Some in President Joko “Jokowi” Widodo’s administration have condemned IPOP, saying it hurts farmers, usurps the government’s authority and might constitute a cartel dominated by foreign interests. The latest repudiation came at an event on Wednesday at which the agriculture ministry’s plantations chief, Gamal Nasir, called for IPOP’s disbandment. “If this agreement is implemented, it’s farmers who will be affected,” he said. “Don’t torment farmers,” he added.

Lawmaker Firman Soebagyo asserted that IPOP violates the constitution, which says Indonesia’s resources must be used for the prosperity of the people. “Imagine if people who have been dependent on palm oil suddenly cannot sell – there would be chaos,” he argued on Wednesday.

An oil palm plantation in Indonesia's Aceh province. Photo by Rhett A. Butler
An oil palm plantation in Indonesia’s Aceh province. Photo by Rhett A. Butler

Such opposition might be less about small farmers than protecting the interests of larger players who want to keep converting Indonesia’s forests into oil palm – especially in Papua, widely seen as the final frontier for an agribusiness sector that has already established itself in Sumatra and Kalimantan.

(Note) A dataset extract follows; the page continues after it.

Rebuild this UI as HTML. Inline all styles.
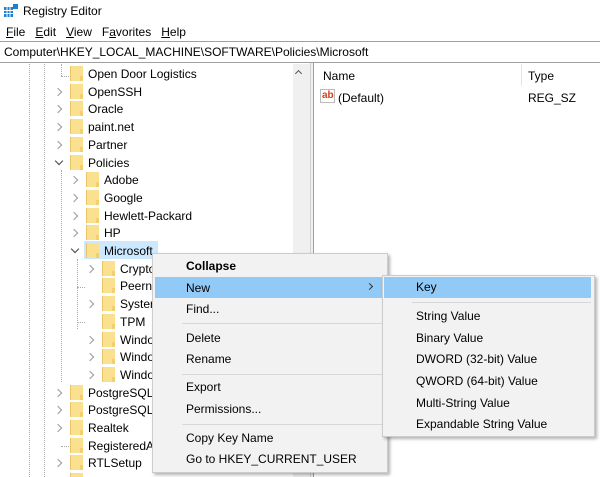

A palm oil executive whose company has committed to zero deforestation recently told Mongabay that “it’s never been about smallholders. ‘Smallholders’ is only being used. Because the real smallholders, they don’t have the capacity to open forests in Papua. How can they open up in Papua? They cannot even afford the tickets to Papua. So it’s the companies. And those companies, those rogue companies, have access to the government, have access to all kinds of things.”